_Work required_
From the listing that follows, output everything exactly except the pictures.

## Begin Data excerpts

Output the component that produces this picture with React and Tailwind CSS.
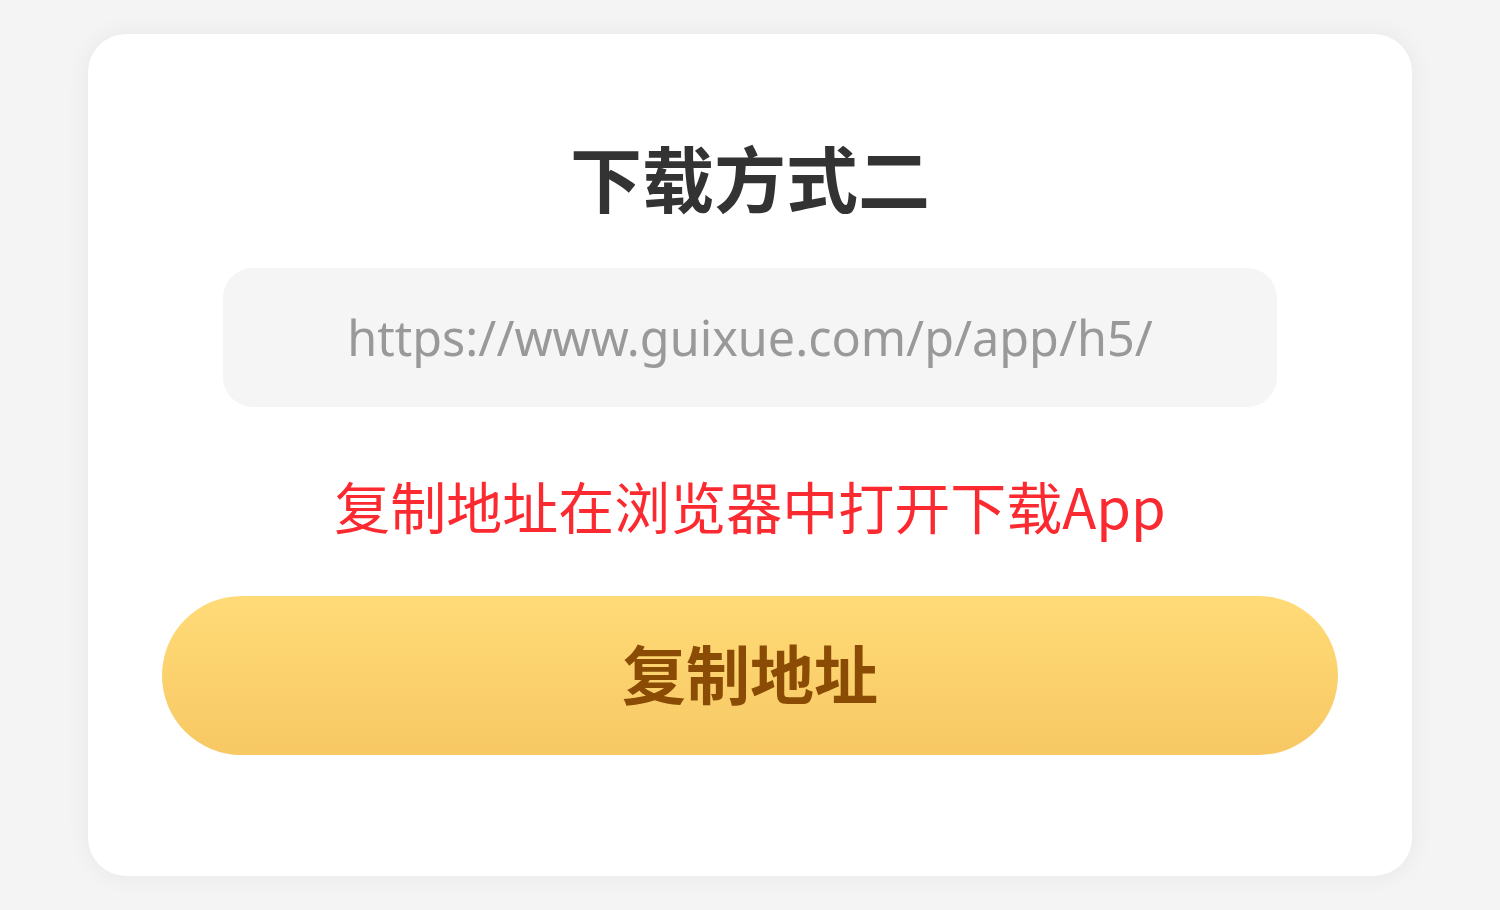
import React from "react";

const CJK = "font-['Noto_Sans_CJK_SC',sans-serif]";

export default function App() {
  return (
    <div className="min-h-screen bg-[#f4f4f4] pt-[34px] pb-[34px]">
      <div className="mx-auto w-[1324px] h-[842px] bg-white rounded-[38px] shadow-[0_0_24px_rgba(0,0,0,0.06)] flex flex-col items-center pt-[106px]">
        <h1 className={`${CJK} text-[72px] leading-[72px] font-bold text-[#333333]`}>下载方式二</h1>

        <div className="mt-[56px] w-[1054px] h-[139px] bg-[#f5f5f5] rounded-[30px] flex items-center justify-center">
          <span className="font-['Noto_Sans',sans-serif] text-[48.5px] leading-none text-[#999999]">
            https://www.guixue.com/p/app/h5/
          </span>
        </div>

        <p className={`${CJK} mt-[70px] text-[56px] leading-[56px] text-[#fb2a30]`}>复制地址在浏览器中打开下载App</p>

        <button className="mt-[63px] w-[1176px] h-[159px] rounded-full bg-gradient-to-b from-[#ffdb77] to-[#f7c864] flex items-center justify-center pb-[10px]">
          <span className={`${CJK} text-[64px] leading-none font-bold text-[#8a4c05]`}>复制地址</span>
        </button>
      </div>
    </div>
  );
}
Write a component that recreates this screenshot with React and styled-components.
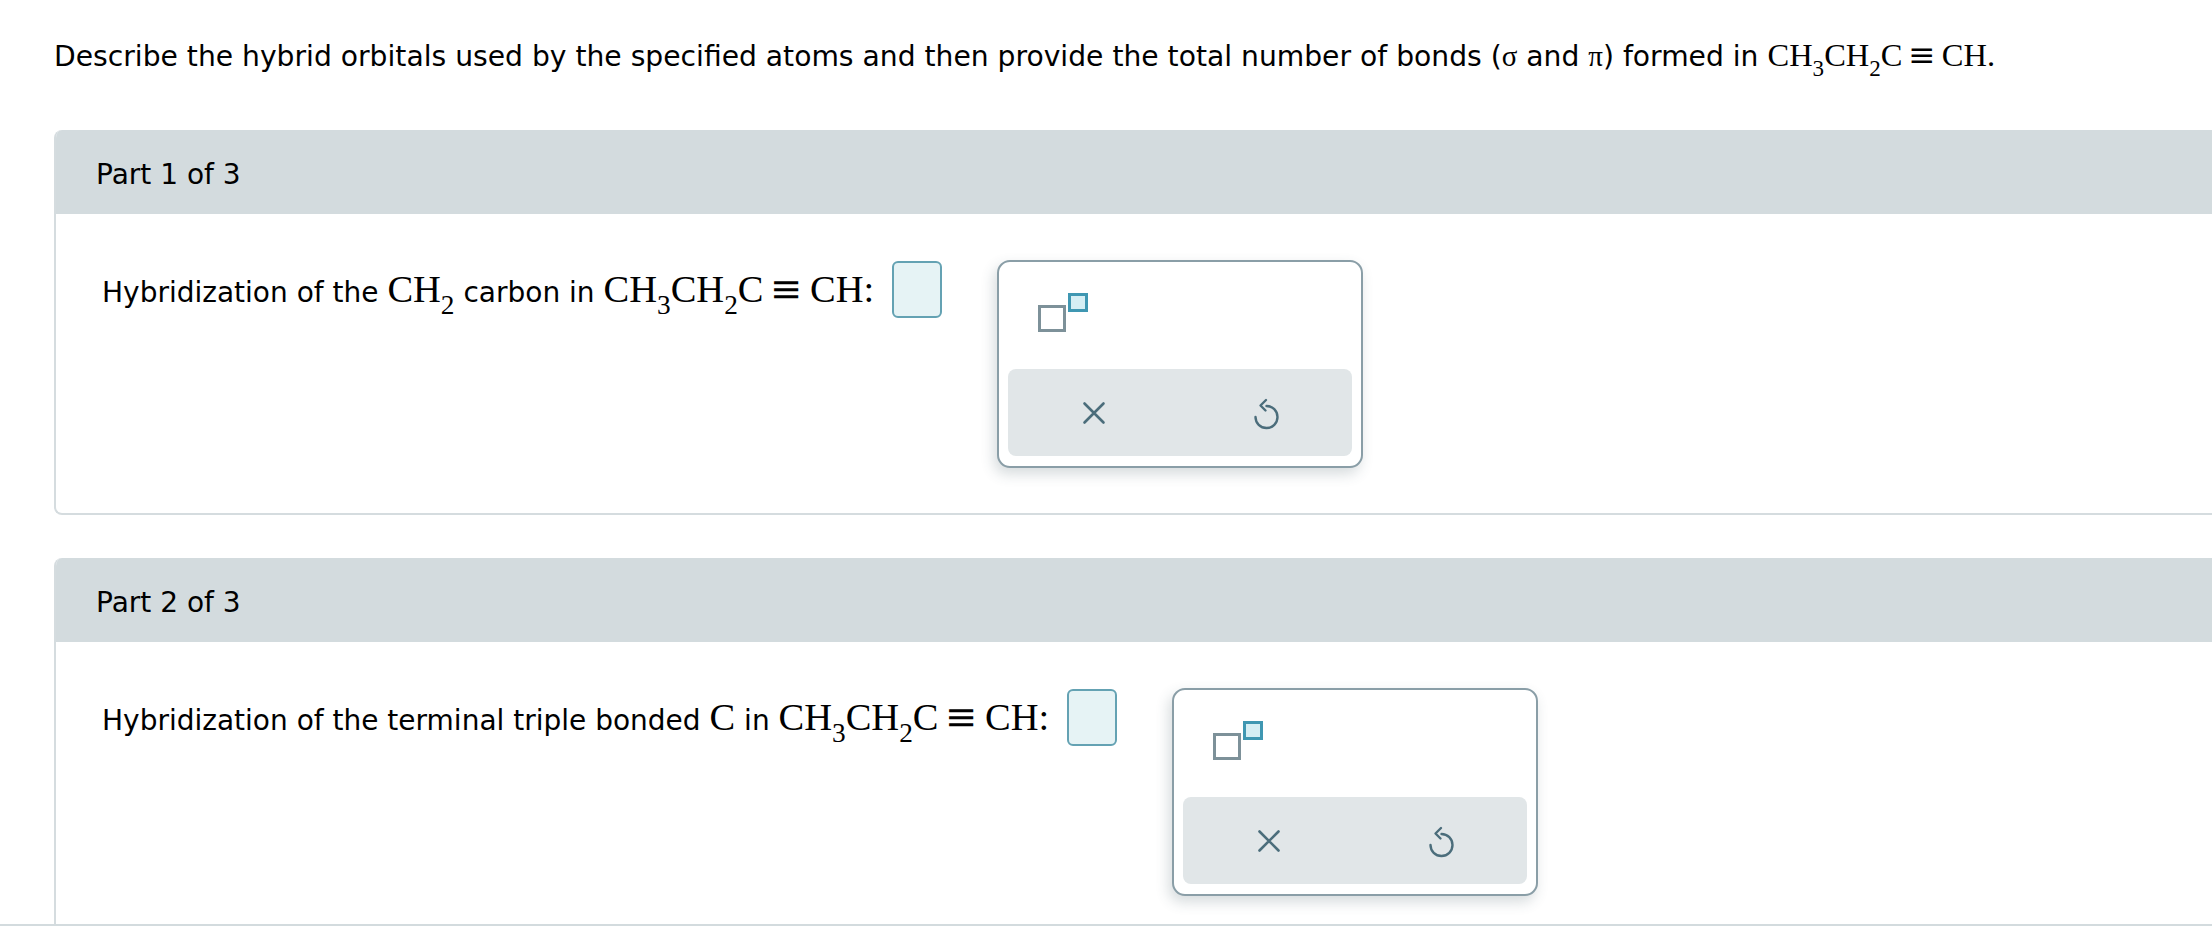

## End Data excerpts

_Correct answer_
Output the component that produces this picture with React and Tailwind CSS.
import React from "react";

const CJK = "font-['Noto_Sans_CJK_SC',sans-serif]";

export default function App() {
  return (
    <div className="min-h-screen bg-[#f4f4f4] pt-[34px] pb-[34px]">
      <div className="mx-auto w-[1324px] h-[842px] bg-white rounded-[38px] shadow-[0_0_24px_rgba(0,0,0,0.06)] flex flex-col items-center pt-[106px]">
        <h1 className={`${CJK} text-[72px] leading-[72px] font-bold text-[#333333]`}>下载方式二</h1>

        <div className="mt-[56px] w-[1054px] h-[139px] bg-[#f5f5f5] rounded-[30px] flex items-center justify-center">
          <span className="font-['Noto_Sans',sans-serif] text-[48.5px] leading-none text-[#999999]">
            https://www.guixue.com/p/app/h5/
          </span>
        </div>

        <p className={`${CJK} mt-[70px] text-[56px] leading-[56px] text-[#fb2a30]`}>复制地址在浏览器中打开下载App</p>

        <button className="mt-[63px] w-[1176px] h-[159px] rounded-full bg-gradient-to-b from-[#ffdb77] to-[#f7c864] flex items-center justify-center pb-[10px]">
          <span className={`${CJK} text-[64px] leading-none font-bold text-[#8a4c05]`}>复制地址</span>
        </button>
      </div>
    </div>
  );
}
Write a component that recreates this screenshot with React and styled-components.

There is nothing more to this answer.